Common Problems with Yarrow
Yarrow has very few pests or diseases. Its real challenges are about vigor and honesty, so let us handle them directly.
It spreads, sometimes aggressively. Yarrow travels by underground rhizomes and reseeds freely. Calscape notes plainly that it can become invasive in gardens that get regular water, so the wetter and richer your bed, the harder it pushes. This is a feature on a bank you want covered and a headache in a tidy border. To keep it in bounds, give it lean, dry, sunny conditions, edge the planting, deadhead before it sets seed if you do not want volunteers, and divide it every few years to refresh it and pull it back.
Flopping in shade or rich soil. A yarrow that sprawls open and blooms poorly is usually getting too much shade, too much water, or too much fertilizer. More sun and leaner conditions firm it back up.
It is mildly toxic to pets. Worth flagging honestly: yarrow is generally listed as mildly toxic to cats, dogs, and horses if eaten in quantity, and the ASPCA maintains the authoritative reference on plant toxicity for animals. Most pets ignore it and the risk is low, but if you have a pet that grazes on plants, check the current ASPCA listing and talk to your veterinarian before planting. We mention it so you can choose with eyes open, not to scare you off.
Where Can You Buy Yarrow in Santa Cruz County?
Common yarrow is widely available, and locally grown native plants tend to establish best. Check independent garden centers and native specialty growers around Santa Cruz, Watsonville, and the San Lorenzo Valley, and watch for the seasonal native plant sales hosted by the local chapter of the California Native Plant Society, usually in fall. When you shop, ask specifically for the white-flowered species form if you want the true native.
If you cannot find it locally, mail order is a reliable backup. You can often find yarrow plants and other drought-tolerant native perennials shipped to your door. Yarrow is also easy and inexpensive to start from seed, and a packet of yarrow seed will cover a surprising amount of ground, which makes it a budget-friendly way to plant a lawn alternative or fill a slope. Sow in fall or early spring for the best results.
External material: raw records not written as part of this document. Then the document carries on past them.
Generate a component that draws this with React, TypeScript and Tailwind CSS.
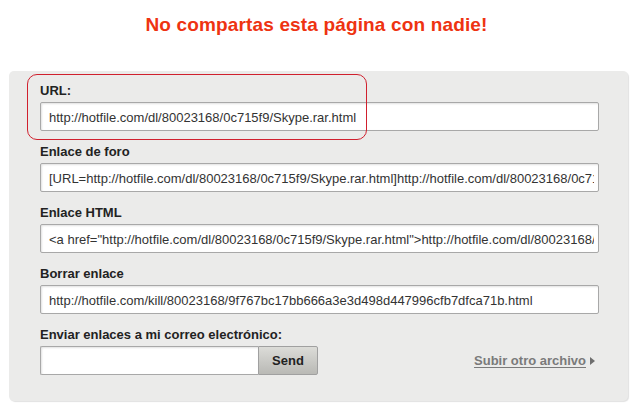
import React from "react";

const font = { fontFamily: '"Liberation Sans", Arial, sans-serif' };

function Field({ label, value }: { label: string; value: string }) {
  return (
    <div className="flex flex-col">
      <div className="h-[16px] text-[13px] leading-[16px] font-bold text-[#222]">{label}</div>
      <input
        readOnly
        value={value}
        className="mt-[3px] h-[29px] w-[559px] rounded-[2px] border border-[#a8a8a8] bg-white pl-[8px] pr-[4px] pt-[1px] text-[13px] text-[#333] shadow-[inset_1px_1px_2px_rgba(0,0,0,0.12)] outline-none"
        style={font}
      />
    </div>
  );
}

export default function App() {
  return (
    <div className="relative h-[405px] w-[633px] overflow-hidden bg-white" style={font}>
      <div className="pt-[14px] text-center text-[19px] leading-[22px] font-bold tracking-[0.15px] text-[#ee3311]">
        No compartas esta página con nadie!
      </div>
      <div className="ml-[9px] mt-[35px] h-[330px] w-[619px] rounded-[5px] bg-[#ebebea] pl-[31px] pt-[12px] shadow-[1px_1px_1px_rgba(0,0,0,0.12)]">
        <div className="flex flex-col gap-[13px]">
          <Field label="URL:" value="http://hotfile.com/dl/80023168/0c715f9/Skype.rar.html" />
          <Field
            label="Enlace de foro"
            value="[URL=http://hotfile.com/dl/80023168/0c715f9/Skype.rar.html]http://hotfile.com/dl/80023168/0c715f9/Skype.rar.html[/URL]"
          />
          <Field
            label="Enlace HTML"
            value={'<a href="http://hotfile.com/dl/80023168/0c715f9/Skype.rar.html">http://hotfile.com/dl/80023168/0c715f9/Skype.rar.html</a>'}
          />
          <Field
            label="Borrar enlace"
            value="http://hotfile.com/kill/80023168/9f767bc17bb666a3e3d498d447996cfb7dfca71b.html"
          />
          <div className="flex flex-col">
            <div className="h-[16px] text-[13px] leading-[16px] font-bold text-[#222]">
              Enviar enlaces a mi correo electrónico:
            </div>
            <div className="mt-[3px] flex w-[559px] items-center">
              <input
                className="h-[29px] w-[218px] rounded-l-[2px] border border-r-0 border-[#a8a8a8] bg-white pl-[8px] text-[13px] text-[#333] shadow-[inset_1px_1px_2px_rgba(0,0,0,0.12)] outline-none"
                style={font}
              />
              <button
                className="h-[29px] w-[60px] rounded-r-[2px] border border-[#a0a0a0] bg-gradient-to-b from-[#dcdcd8] to-[#b9b9b5] text-[13px] font-bold text-[#222]"
                style={font}
              >
                Send
              </button>
              <div className="ml-auto flex items-center gap-[4px] pr-[4px]">
                <span className="text-[13px] font-bold text-[#7a7a7a] underline underline-offset-2">Subir otro archivo</span>
                <svg width="5" height="8" viewBox="0 0 5 8">
                  <path d="M0 0 L5 4 L0 8 Z" fill="#6e6e6e" />
                </svg>
              </div>
            </div>
          </div>
        </div>
      </div>
      <div className="absolute left-[27px] top-[74px] h-[66px] w-[340px] rounded-[10px] border border-[#d0202e]" />
    </div>
  );
}
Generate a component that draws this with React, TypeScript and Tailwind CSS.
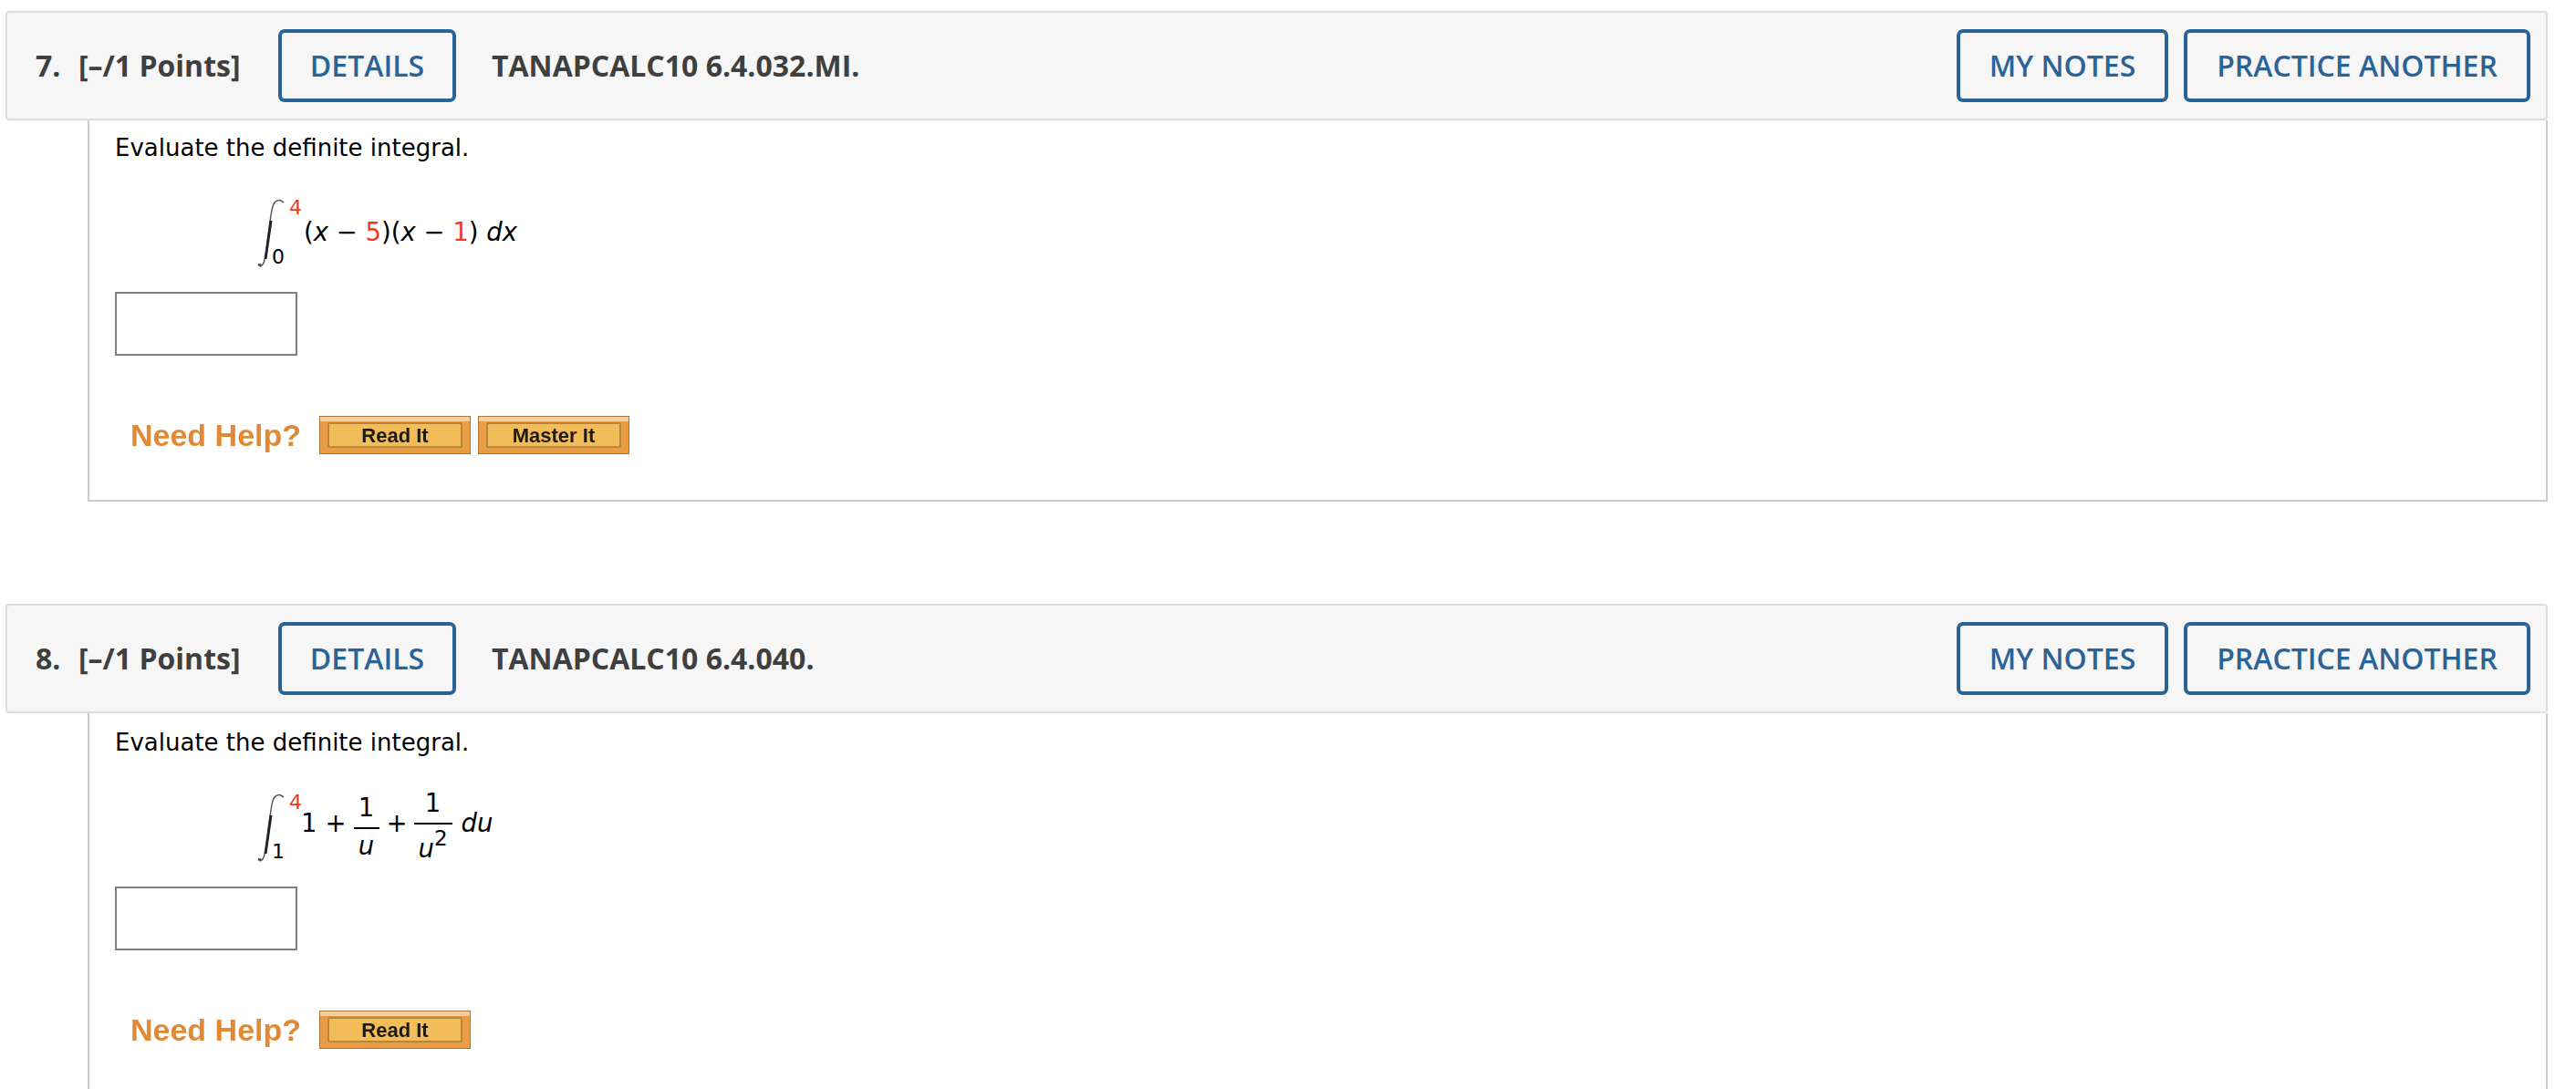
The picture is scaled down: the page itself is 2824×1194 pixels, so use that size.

Frequently Asked Questions About Growing Yarrow
Can I really use yarrow as a lawn alternative?
Yes. Common yarrow tolerates mowing and light foot traffic, so it makes a soft, low-water, walkable groundcover in place of thirsty turf. Plant plugs close together, around six to twelve inches apart, let them knit into a mat, and mow a few times a season. It will not take heavy daily traffic like a sports field, but for a low-use lawn it is an excellent, drought-tolerant swap.
Is yarrow safe to plant around pets?
Yarrow is generally listed as mildly toxic to cats, dogs, and horses if eaten in quantity, though most pets leave it alone and serious problems are uncommon. We are not veterinarians, so if you have a pet that nibbles plants, please verify the current listing on the ASPCA website and check with your veterinarian before planting. For most households it is a low-risk plant.
Will yarrow take over my garden?
It can if you let it. Yarrow spreads by rhizomes and reseeds, and Calscape warns it can become invasive in regularly watered, rich beds. The fix is lean, dry, sunny conditions, edged or contained beds, deadheading before it sets seed, and dividing it every few years. In a dry meadow or on a bank, that vigor is exactly what you want.
Is the colorful yarrow at the nursery a California native?
Not the straight native. The true Santa Cruz County native is the plain white-flowered common yarrow. The yellow, pink, red, and terracotta yarrows are cultivars and hybrids selected for color. They are good garden plants and still attract pollinators, but for genuine native habitat value, choose the white species form.